И там, в предбаннике, Ульяна, посмотрев сочувственно на Никиту, спросила у него: «Что случилось?». Он долго смотрел на неё молча, не зная, что сказать. «Ничего» было бы самой большой ложью, когда-либо им сказанной. Но и сказать правду Никита не мог. Прежде всего потому, что он сам не знал её до конца, а та маленькая её часть, которую он всё-таки знал, не уместилась бы в разговор за надеванием верхней одежды. Поэтому неожиданно для самого себя Никита соврал, что у него умер друг. Все замерли как были, в куртках на один рукав и незашнурованных ботинках. Ульяна долгое время смотрела на Никиту с какой-то ошарашенной полуулыбкой. Никита знал: стоявшие по бокам Алёна и Прокофий тоже смотрят на него, но он сейчас не видел ничего, кроме Ульяниного лица, заворожённый преображениями на нём, как если бы он был малолетним хулиганом, бросившим подожжённый бумажный самолётик с балкона и теперь смотрящим на полыхнувшую в квартире этажом ниже занавеску.
Наконец Ульяна, уже намного тише, чем раньше, каким-то придавленным голосом спросила: «Какой друг?» Никита сказал, что она его не знает, он не из Москвы, они познакомились в Интернете. При этом он скорее почувствовал, чем увидел, как ещё сильнее насторожились Прокофий и Алёна: под это описание всё больше подходил его друг Паша, никому не известный музыкант из Тулы, с которым Никита познакомился в паблике в ВК, посвящённом группе Nirvana и без песен которого не обходился ни один квартирник ребят.
Тогда Ульяна спросила, от чего он умер. «Передоз» – ответил Никита, попавшись в ловушку собственных фонетических ассоциаций: Пашин музыкальный проект назывался Dosed.
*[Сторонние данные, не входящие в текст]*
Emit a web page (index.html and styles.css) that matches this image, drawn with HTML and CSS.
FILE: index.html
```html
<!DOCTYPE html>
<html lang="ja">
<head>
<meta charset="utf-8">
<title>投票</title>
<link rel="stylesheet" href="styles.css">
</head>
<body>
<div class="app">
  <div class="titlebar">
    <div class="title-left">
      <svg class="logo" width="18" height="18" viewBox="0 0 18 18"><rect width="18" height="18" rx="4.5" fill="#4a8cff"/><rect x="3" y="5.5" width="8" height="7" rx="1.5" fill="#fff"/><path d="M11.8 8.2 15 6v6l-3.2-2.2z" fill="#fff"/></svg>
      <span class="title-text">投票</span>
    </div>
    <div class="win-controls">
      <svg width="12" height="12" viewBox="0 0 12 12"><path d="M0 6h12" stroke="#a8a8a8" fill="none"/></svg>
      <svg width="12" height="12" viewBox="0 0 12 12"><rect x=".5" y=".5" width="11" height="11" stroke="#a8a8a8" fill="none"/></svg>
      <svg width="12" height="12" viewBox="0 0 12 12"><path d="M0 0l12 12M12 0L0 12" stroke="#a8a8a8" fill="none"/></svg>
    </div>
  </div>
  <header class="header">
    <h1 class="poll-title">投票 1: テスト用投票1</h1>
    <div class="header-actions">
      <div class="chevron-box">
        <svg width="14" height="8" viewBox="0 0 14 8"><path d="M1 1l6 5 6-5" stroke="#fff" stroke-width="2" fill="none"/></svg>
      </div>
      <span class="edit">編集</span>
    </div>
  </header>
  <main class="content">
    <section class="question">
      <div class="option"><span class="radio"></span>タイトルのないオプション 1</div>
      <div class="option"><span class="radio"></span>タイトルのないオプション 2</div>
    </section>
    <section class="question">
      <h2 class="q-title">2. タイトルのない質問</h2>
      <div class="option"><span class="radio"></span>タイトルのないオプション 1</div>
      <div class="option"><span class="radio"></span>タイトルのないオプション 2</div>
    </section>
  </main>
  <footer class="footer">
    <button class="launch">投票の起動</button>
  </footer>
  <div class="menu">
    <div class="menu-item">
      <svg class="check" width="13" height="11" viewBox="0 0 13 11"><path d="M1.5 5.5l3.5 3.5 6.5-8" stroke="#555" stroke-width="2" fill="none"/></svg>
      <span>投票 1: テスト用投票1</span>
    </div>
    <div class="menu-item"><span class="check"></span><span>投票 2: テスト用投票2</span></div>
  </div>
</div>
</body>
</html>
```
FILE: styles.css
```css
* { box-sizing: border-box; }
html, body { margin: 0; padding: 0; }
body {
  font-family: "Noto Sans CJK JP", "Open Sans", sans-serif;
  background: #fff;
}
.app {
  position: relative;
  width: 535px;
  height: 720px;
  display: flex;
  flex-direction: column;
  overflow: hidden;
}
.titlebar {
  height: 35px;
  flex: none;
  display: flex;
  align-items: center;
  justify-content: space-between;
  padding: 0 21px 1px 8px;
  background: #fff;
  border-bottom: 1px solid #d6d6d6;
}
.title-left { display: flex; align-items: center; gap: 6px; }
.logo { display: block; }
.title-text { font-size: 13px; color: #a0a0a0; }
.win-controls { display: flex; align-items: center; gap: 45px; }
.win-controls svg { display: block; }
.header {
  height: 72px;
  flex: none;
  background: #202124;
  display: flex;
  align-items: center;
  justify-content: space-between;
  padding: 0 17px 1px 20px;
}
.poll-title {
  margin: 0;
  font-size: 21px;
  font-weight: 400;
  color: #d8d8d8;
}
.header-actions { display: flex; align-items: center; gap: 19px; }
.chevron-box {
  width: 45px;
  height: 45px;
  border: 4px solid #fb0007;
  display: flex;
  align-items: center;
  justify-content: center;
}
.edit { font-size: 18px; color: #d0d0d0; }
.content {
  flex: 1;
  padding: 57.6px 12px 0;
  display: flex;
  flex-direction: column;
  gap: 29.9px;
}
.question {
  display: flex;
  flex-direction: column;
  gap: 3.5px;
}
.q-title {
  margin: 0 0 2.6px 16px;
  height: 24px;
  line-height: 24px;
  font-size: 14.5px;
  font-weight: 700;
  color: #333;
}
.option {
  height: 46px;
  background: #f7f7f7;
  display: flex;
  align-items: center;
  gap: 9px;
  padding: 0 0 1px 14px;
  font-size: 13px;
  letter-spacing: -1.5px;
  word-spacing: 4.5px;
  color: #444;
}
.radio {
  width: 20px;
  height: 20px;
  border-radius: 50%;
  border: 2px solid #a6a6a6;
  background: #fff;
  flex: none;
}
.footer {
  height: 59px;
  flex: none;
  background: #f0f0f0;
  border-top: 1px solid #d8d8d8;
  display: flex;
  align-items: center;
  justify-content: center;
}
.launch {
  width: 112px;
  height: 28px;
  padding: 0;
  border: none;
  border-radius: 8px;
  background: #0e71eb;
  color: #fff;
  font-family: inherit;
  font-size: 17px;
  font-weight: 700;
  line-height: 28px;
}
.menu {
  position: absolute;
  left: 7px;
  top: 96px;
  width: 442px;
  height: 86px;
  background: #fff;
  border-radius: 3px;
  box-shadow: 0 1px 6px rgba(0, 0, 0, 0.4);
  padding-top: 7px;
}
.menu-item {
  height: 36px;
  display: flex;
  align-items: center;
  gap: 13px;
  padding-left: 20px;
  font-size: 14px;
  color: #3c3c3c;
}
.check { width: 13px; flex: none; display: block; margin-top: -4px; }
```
Поэтому, чтобы отвести девочек от этой очевидной лжи в сторону менее очевидной, Никита, поглядев на встревоженные лица Алёны и Прокофия, сказал, что это не Паша. Тогда, ещё после некоторой паузы, Ульяна медленно подошла к Никите и обняла его. С двух сторон к ним прижались Алёна и Прокофий. Но Никита не чувствовал этих объятий. Внутренний голос, до этого лихорадочно тараторивший, вдруг замолчал, оставив Никиту в каком-то холодном оцепенении. С одной стороны, ему стало намного легче от того, что у этого его болезненного, скорбного состояния появилась какая-то внешняя, простая и всем понятная причина, в которую он, не особо различая, как и все шизофреники и творческие люди, даже заведомую ложь, сам частично поверил, ощущая теперь вместо прежней агонии тихую, даже сладостную в её правильности и нормальности грусть.
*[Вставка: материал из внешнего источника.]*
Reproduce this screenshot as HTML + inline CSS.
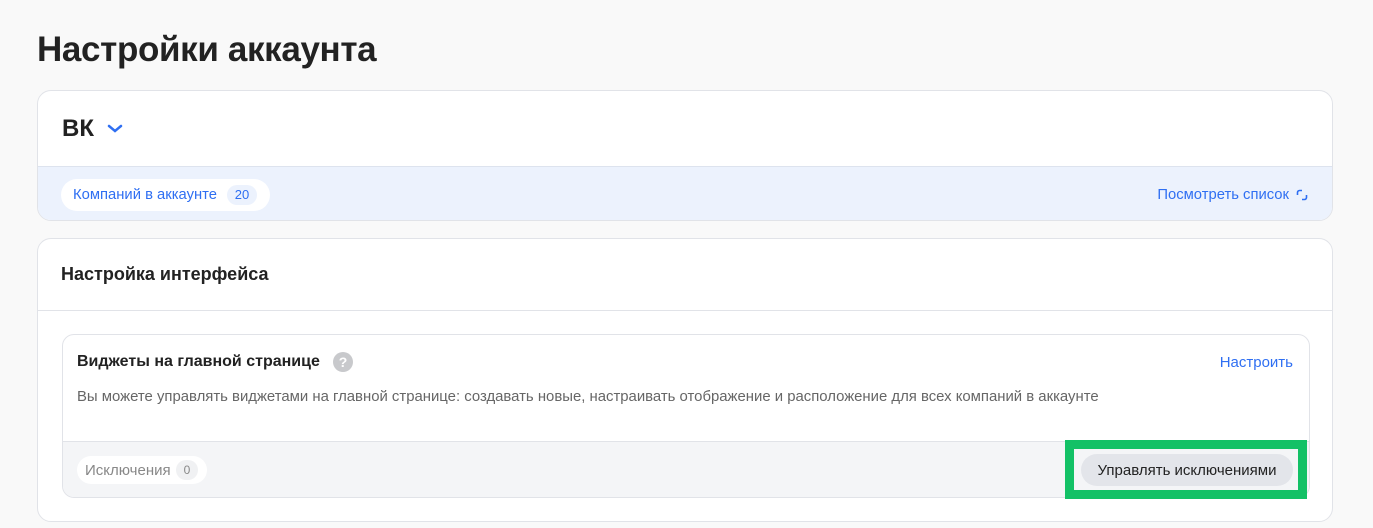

Но, с другой стороны, Никита теперь чувствовал какую-то почти осязаемую стену, выросшую между ним и остальными ребятами, в особенности – между ним и Прокофием. И он знал, что со временем она никуда не денется и даже в минуты особенной близости – физической и духовной, – истончившись до полупрозрачной мембраны, будет разделять их.
В борьбе этих двух
Алёна и Ульяна шли чуть впереди, разговаривая о чём-то своём, а Прокофий и Никита следовали за ними, но не вровень: Никита теперь смущался Прокофия, не мог взять её за руку и сказать хоть слово, потому что всё это было бы будто продолжением его лжи, новым витком, так что он шёл, чуть обгоняя Прокофия, держа руки в карманах и почти наступая на пятки Ульяне. И думал о том, как ему быть.
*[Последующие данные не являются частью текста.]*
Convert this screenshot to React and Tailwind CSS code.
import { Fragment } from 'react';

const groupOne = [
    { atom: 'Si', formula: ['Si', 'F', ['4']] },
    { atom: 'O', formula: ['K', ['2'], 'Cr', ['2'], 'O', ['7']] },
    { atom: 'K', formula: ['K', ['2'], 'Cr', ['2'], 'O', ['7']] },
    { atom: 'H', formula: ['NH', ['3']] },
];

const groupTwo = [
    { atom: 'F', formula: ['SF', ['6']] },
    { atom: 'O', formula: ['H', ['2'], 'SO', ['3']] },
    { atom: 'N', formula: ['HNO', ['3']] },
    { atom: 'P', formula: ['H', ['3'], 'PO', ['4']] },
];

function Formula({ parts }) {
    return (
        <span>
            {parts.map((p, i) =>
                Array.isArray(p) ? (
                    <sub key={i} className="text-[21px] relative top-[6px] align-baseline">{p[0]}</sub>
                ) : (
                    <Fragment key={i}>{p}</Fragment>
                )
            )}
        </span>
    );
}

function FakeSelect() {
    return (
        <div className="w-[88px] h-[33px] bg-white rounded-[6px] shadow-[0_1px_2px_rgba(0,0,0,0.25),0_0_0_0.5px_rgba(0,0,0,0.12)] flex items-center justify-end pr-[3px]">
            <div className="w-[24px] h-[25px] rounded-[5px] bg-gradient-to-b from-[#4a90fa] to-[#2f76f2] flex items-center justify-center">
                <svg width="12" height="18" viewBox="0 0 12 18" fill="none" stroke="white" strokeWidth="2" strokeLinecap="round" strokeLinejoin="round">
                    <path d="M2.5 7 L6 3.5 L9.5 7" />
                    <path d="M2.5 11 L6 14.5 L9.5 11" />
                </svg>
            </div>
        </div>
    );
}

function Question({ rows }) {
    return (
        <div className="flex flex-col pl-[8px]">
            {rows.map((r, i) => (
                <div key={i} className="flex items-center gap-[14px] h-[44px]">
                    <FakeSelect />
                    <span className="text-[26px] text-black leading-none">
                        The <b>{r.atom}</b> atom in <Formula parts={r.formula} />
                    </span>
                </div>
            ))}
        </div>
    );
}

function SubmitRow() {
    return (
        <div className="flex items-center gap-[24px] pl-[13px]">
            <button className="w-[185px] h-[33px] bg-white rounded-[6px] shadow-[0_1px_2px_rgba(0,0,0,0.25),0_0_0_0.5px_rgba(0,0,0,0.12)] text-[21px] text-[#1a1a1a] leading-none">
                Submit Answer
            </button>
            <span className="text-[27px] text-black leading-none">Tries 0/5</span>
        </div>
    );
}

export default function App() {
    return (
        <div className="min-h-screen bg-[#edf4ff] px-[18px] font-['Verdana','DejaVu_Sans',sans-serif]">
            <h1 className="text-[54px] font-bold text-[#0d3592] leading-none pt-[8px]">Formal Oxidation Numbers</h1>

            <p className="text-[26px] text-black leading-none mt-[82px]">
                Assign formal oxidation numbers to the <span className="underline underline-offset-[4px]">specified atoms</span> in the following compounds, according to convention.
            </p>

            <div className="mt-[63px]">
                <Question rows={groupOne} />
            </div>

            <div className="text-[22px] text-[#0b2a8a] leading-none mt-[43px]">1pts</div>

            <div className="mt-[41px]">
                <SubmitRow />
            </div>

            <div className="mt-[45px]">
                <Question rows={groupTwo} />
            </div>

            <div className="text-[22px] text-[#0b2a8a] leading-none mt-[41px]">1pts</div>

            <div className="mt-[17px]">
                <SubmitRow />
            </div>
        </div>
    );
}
Во всём сознаться казалось Никите задачей непосильной, поэтому он представлял, как его ложь медленно тонет в песках времени, как после ещё нескольких кормлений она перестанет просить добавки и останется в прошлом, которое, если ещё немного приврать, уже себе, однажды забудется. Останется только песчаный бугорок, который понемногу разгладит ветер и новый песок. Но как долго этого ждать? И что если кто-то всё-таки копнёт под этот бугорок? И, когда ребята спускались по дорожке небольшого сквера к метро, Никита понял, что не выдержит этого, не сможет жить с этим бугорком в душе. Он, понял, что должен во всём сознаться. Но сделать это Никита не решался, боясь сломать то малое – сочувствие, объятия, – что уже успело вырасти на его лжи. Никита боялся недоуменных, разочарованных взглядов, боялся, что, сознавшись, он навсегда потеряет доверие ребят, доверие Прокофия; боялся, что лакуна, образовавшаяся на месте его лжи, никогда не зарастёт. В то же время Никита понимал, что с каждой секундной всего того, что обрушится в эту лакуну, становится только больше и что чем дольше он тянет, тем труднее будет на это обрушение решиться. Но чем острее он это понимал, тем сложнее становилось это сделать. И Никита молчал, ничего перед собой не замечая, механически открывая двери в метро, прислоняя карточку у турникета и спускаясь по эскалатору.